Working data.
** BEGIN **

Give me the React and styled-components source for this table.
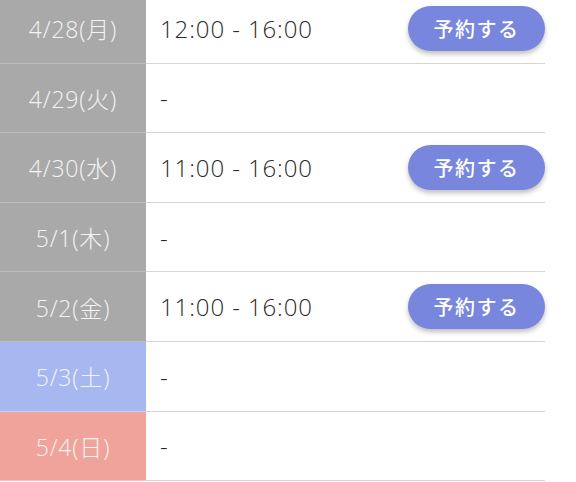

** END **
** BEGIN **

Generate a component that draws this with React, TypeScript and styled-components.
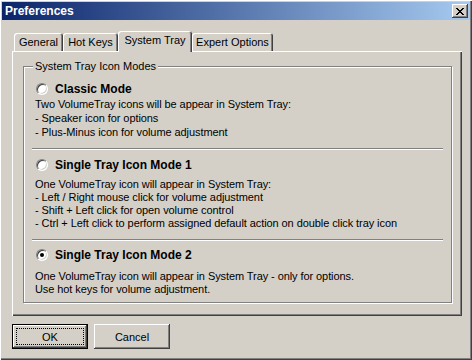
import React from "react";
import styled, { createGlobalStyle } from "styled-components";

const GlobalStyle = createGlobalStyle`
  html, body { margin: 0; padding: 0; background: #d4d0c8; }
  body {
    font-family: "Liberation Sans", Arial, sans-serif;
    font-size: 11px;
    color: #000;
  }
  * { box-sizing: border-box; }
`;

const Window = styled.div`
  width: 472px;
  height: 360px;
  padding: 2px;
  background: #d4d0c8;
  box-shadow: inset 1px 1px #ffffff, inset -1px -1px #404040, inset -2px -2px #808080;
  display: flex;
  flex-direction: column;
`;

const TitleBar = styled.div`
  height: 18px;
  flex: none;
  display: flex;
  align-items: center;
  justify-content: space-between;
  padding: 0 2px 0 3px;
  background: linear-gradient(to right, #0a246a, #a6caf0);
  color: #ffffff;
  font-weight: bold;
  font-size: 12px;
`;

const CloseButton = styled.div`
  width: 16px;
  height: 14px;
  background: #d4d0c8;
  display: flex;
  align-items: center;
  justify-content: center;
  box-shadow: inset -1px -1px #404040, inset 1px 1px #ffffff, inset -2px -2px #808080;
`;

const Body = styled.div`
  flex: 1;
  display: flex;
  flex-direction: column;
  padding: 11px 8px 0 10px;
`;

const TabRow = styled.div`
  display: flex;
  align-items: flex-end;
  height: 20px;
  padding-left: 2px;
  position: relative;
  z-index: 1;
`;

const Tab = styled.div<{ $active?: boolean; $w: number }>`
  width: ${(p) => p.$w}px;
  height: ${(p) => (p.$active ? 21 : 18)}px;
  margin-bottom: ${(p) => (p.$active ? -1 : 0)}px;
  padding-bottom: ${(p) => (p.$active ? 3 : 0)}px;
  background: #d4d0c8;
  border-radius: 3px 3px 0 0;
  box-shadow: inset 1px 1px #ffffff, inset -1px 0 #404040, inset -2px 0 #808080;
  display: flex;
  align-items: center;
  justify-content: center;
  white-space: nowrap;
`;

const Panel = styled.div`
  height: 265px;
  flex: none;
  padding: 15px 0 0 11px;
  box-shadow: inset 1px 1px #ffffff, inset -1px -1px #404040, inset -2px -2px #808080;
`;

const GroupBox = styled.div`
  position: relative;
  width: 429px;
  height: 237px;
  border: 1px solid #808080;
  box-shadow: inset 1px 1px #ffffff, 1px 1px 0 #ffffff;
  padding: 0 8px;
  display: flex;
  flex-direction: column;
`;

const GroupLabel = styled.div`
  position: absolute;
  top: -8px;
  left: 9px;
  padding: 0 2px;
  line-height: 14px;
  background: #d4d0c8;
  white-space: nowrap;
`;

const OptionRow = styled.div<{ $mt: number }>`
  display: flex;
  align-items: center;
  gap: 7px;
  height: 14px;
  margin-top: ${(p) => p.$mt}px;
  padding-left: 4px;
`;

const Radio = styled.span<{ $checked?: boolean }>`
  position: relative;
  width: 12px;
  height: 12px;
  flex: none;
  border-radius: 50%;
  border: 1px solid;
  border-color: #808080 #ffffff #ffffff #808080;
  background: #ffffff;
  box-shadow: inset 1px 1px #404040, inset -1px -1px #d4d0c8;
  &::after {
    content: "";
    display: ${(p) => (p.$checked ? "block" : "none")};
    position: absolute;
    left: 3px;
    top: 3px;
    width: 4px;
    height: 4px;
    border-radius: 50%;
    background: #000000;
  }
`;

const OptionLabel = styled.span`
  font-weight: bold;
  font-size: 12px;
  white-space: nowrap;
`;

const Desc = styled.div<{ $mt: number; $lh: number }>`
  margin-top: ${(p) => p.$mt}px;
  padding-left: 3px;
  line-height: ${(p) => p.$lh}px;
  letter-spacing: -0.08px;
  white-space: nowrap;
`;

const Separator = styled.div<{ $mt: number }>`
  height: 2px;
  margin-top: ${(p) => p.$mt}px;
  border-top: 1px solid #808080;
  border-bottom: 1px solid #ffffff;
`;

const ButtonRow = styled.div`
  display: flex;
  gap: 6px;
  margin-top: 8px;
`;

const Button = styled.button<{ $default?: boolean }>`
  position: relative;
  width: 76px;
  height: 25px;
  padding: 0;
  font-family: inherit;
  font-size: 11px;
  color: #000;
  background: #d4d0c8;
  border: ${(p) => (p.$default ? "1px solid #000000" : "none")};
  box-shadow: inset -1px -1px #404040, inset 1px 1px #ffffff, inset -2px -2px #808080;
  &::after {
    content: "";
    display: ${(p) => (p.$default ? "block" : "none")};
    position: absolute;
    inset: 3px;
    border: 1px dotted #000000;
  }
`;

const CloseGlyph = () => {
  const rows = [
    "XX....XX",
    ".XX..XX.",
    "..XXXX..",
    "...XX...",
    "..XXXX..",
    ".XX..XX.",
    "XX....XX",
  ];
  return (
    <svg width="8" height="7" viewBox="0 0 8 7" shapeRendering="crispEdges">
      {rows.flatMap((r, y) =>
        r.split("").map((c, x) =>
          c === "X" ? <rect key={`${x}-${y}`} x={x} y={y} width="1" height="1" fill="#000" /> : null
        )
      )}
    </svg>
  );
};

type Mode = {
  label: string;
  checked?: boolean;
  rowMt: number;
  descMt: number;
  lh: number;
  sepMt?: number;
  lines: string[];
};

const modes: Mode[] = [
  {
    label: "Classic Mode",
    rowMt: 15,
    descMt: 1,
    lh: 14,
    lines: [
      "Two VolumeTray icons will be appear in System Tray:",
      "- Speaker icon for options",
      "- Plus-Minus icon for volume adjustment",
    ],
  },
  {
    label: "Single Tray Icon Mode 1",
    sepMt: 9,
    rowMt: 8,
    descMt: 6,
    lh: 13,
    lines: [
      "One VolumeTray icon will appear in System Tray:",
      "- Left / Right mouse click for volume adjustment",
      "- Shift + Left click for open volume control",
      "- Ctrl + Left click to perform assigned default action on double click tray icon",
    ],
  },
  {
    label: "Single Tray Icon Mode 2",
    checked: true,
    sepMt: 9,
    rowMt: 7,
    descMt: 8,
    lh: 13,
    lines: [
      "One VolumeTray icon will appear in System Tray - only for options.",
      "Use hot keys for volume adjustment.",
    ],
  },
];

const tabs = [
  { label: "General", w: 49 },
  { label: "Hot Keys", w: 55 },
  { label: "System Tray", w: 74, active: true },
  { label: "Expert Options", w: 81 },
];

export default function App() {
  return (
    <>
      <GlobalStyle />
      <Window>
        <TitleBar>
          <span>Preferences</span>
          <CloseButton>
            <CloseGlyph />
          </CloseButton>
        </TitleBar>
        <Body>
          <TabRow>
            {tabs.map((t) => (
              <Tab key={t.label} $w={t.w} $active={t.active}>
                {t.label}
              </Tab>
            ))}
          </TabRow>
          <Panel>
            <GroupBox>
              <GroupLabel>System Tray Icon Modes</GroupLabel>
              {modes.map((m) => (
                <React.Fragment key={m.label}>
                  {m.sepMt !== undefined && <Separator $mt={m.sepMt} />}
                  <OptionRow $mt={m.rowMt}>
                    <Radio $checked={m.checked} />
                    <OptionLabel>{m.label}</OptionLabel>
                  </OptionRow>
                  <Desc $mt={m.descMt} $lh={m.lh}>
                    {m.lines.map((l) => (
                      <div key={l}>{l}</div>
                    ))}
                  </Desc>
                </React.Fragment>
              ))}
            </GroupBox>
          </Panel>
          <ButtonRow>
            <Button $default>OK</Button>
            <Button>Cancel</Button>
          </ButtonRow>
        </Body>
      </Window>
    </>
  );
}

** END **
** BEGIN **

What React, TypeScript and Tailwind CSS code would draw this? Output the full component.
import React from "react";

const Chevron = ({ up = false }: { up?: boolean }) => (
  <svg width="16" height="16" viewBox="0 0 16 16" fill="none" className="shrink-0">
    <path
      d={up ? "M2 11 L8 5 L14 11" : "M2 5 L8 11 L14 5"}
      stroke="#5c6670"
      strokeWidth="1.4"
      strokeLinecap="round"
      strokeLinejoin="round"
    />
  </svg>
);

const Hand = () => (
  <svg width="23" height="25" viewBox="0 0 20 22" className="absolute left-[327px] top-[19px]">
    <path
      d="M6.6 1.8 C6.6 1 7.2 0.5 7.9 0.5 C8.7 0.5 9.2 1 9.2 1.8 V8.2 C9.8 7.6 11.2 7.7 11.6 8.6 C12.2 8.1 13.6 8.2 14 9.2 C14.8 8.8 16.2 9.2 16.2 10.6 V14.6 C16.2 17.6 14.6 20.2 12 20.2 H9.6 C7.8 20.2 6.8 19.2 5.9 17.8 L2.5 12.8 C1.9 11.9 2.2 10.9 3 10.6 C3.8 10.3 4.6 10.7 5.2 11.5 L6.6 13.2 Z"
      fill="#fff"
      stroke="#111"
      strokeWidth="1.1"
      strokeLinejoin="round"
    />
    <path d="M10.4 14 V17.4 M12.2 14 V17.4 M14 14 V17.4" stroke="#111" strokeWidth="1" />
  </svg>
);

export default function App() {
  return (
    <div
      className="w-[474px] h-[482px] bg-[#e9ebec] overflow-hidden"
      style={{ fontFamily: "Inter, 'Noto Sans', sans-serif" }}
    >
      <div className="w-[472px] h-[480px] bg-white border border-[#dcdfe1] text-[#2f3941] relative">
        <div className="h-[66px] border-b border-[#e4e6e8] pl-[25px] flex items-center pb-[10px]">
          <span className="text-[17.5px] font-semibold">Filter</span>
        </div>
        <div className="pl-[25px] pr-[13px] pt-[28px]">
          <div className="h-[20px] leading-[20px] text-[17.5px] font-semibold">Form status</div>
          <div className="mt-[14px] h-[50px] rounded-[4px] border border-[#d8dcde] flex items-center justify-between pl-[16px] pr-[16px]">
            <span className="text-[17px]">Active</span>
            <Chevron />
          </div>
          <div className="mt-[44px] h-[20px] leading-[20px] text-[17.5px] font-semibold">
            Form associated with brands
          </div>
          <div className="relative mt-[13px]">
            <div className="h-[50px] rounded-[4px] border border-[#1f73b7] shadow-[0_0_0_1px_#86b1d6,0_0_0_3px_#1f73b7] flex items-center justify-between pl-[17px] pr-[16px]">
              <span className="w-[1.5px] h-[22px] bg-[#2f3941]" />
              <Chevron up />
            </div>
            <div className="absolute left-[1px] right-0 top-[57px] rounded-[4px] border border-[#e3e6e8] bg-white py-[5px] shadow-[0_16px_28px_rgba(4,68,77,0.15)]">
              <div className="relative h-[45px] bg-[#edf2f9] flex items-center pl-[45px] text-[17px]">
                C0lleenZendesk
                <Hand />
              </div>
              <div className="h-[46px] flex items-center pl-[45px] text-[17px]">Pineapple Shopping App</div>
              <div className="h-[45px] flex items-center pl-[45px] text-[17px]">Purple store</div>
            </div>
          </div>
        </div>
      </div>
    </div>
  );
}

** END **

Short problem. Write down every line of the data above that includes the string "React".

Solution below.
Give me the React and styled-components source for this table.
Generate a component that draws this with React, TypeScript and styled-components.
import React from "react";
                <React.Fragment key={m.label}>
                </React.Fragment>
What React, TypeScript and Tailwind CSS code would draw this? Output the full component.
import React from "react";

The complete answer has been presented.